[What you need to do]:
Comb the records below for the string "this" and copy each line where it turns up.

[Rows]:

* * * * * * *

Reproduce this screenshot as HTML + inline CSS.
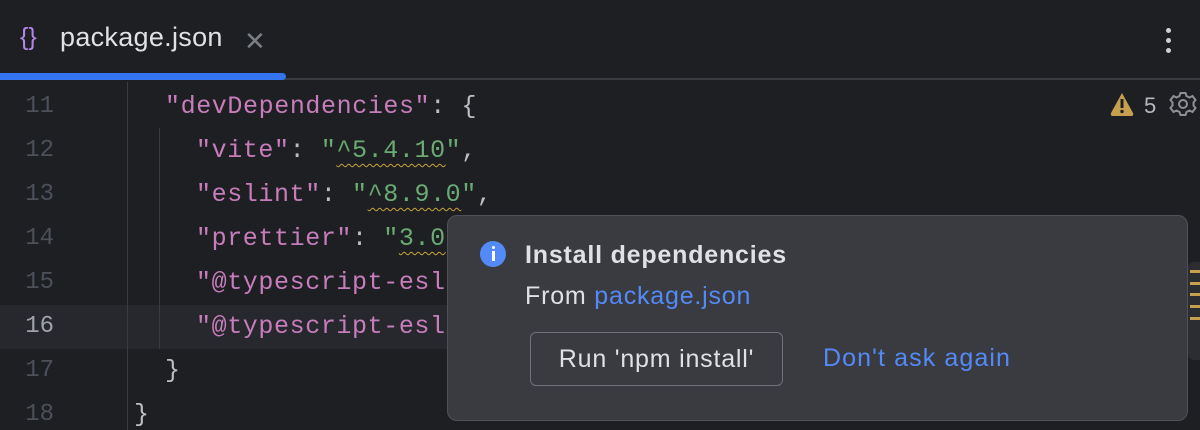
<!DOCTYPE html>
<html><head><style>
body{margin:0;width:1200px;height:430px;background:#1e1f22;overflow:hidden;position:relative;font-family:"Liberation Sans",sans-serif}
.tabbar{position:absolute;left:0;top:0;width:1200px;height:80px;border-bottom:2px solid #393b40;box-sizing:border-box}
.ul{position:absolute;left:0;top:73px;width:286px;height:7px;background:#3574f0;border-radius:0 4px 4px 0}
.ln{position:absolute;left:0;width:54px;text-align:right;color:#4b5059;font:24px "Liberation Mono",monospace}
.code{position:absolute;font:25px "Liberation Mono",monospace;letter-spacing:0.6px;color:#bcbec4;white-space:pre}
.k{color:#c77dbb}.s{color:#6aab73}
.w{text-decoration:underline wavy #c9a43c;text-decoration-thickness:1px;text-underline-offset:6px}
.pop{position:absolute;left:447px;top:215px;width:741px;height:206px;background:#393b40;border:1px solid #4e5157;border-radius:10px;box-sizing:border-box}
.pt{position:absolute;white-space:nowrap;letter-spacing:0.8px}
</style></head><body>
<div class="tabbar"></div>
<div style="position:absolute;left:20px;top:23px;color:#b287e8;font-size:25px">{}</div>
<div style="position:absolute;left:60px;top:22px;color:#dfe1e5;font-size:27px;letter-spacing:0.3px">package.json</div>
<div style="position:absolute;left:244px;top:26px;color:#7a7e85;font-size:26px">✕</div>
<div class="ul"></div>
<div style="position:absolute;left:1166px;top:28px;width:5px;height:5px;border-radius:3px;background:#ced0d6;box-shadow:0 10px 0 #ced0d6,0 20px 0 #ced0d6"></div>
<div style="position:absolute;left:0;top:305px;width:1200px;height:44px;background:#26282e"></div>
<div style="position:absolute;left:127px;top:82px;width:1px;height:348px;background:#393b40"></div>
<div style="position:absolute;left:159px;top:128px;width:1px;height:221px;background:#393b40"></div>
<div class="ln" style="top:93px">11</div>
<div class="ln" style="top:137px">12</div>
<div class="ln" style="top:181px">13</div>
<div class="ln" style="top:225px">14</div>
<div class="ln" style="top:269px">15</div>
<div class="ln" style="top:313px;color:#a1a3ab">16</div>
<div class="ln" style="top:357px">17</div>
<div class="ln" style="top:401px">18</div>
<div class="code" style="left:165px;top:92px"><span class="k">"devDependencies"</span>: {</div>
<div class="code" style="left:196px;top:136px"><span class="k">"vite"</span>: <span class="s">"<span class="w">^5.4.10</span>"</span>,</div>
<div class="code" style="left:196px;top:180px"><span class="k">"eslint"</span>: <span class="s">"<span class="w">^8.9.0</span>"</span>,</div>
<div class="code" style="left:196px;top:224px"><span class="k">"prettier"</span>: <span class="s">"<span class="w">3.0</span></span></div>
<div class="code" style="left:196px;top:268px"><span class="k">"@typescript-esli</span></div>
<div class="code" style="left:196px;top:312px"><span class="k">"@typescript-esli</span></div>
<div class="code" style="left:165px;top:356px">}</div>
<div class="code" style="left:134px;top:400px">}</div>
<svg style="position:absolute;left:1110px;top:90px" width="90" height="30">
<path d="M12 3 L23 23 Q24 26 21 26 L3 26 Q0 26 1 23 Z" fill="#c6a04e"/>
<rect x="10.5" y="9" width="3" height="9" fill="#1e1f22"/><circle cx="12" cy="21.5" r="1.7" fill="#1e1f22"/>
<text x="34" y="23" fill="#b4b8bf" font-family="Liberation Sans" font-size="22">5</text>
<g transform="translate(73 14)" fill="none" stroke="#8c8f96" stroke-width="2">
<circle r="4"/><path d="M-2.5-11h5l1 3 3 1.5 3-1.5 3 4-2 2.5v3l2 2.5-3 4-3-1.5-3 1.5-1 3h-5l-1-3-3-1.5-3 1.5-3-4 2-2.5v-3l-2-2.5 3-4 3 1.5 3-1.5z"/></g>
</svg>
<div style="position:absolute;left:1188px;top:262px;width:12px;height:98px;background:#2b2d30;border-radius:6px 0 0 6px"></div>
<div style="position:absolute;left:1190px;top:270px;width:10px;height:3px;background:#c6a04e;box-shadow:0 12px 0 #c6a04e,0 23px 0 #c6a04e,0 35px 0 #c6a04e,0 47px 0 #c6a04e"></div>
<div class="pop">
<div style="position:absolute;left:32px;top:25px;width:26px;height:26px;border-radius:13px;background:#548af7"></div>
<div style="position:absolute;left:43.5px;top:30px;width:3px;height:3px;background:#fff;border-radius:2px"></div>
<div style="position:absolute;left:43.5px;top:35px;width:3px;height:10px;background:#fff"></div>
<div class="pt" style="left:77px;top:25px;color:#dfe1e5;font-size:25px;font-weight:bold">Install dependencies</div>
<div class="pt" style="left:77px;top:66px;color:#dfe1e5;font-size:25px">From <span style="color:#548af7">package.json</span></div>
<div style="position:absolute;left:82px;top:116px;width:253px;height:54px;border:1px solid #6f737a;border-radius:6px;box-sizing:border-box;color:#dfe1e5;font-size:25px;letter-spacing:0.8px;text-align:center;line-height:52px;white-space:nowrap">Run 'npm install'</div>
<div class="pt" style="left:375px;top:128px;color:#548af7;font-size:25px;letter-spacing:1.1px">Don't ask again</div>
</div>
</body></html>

* * * * * * *

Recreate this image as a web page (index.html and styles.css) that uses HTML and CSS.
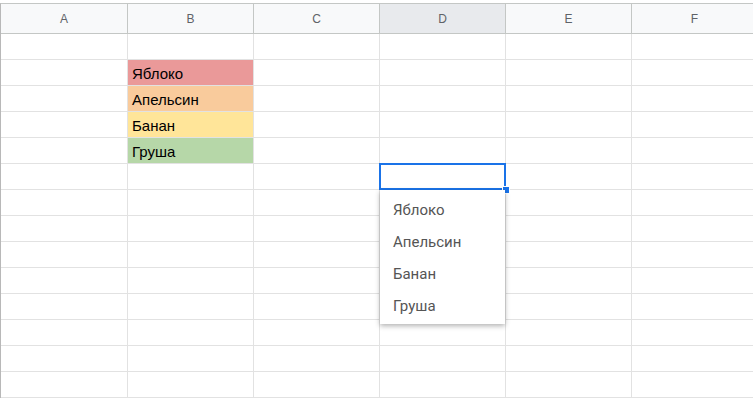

* * * * * * *

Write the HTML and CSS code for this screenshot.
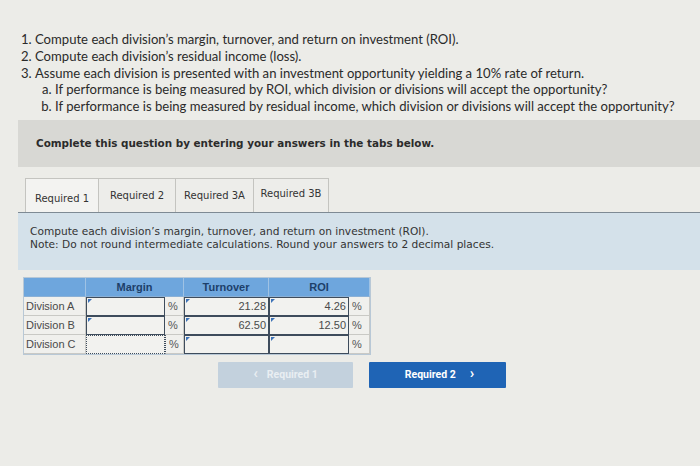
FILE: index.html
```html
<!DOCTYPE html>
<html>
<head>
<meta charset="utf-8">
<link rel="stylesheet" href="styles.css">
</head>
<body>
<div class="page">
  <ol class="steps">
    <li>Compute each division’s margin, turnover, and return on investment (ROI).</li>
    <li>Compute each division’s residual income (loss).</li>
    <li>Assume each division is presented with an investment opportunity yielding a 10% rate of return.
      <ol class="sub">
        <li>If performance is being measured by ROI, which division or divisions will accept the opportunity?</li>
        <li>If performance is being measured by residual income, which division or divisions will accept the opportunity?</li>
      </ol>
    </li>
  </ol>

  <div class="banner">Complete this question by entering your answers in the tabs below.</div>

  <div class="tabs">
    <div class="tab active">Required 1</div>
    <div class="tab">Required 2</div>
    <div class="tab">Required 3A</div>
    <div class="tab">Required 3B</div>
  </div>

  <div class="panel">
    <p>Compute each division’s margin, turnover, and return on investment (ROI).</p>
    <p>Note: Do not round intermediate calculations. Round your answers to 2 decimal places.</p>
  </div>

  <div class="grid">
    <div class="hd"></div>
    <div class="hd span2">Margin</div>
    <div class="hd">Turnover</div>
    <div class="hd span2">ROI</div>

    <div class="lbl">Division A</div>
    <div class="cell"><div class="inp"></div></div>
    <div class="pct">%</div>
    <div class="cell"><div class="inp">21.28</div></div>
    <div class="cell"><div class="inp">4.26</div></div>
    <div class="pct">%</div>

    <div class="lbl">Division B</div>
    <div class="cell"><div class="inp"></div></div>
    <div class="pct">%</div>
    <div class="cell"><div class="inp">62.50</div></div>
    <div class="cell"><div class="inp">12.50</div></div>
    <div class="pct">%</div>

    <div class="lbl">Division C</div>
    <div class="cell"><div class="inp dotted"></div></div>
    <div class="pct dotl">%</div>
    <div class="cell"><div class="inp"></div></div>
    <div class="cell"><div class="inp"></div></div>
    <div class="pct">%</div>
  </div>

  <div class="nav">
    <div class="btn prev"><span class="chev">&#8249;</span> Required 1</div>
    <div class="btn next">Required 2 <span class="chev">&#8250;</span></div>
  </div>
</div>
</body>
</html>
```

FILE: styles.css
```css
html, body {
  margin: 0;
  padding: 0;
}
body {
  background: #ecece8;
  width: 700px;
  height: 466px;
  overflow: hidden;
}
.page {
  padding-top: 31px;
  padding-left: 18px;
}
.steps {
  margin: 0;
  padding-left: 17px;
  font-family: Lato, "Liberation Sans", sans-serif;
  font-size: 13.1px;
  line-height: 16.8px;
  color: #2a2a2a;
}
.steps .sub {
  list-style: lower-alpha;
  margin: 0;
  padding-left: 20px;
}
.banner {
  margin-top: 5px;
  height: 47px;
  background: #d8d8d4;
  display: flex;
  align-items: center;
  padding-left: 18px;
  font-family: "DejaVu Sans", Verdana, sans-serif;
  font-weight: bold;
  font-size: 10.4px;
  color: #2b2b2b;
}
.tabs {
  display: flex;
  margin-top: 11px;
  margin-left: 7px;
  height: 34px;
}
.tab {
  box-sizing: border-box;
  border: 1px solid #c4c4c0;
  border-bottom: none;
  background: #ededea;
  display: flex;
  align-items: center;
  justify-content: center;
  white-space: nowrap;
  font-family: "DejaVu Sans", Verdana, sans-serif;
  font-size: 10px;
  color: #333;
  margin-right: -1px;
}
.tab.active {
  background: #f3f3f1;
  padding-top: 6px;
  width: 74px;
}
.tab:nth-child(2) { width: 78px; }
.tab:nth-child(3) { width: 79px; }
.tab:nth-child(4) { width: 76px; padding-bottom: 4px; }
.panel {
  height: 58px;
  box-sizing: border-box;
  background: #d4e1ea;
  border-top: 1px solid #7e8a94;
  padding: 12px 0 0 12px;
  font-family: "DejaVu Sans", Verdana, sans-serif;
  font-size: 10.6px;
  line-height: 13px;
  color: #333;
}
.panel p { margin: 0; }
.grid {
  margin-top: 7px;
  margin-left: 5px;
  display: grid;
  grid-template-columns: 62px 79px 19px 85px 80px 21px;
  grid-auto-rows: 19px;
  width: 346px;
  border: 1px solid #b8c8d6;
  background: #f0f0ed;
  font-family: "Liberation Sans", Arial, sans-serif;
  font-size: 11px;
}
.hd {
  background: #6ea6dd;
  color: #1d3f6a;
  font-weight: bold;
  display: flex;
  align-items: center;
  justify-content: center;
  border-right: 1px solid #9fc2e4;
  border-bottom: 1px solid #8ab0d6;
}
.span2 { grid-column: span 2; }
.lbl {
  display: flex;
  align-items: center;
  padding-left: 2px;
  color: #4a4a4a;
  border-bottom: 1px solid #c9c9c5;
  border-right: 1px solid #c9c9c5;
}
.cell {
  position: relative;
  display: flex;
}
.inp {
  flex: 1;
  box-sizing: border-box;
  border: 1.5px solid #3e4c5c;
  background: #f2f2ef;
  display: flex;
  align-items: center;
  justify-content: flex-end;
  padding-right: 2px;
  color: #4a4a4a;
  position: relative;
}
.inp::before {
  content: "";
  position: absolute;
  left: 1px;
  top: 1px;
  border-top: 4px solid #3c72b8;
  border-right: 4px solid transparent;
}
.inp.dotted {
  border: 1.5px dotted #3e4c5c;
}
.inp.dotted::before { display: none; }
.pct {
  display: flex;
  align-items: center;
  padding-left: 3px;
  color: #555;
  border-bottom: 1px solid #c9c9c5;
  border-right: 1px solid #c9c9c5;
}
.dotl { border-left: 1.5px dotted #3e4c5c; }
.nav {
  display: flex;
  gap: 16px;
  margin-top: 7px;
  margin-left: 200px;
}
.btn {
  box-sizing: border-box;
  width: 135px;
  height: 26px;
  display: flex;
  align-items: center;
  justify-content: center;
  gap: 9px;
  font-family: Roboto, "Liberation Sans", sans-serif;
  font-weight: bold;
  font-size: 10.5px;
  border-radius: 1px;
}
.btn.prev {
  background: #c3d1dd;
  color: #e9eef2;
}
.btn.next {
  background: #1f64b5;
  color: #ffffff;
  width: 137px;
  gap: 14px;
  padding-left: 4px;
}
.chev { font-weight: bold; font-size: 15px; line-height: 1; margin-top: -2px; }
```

* * * * * * *

[Finished exercise]:
Reproduce this screenshot as HTML + inline CSS.
Recreate this image as a web page (index.html and styles.css) that uses HTML and CSS.
Write the HTML and CSS code for this screenshot.
  <div class="banner">Complete this question by entering your answers in the tabs below.</div>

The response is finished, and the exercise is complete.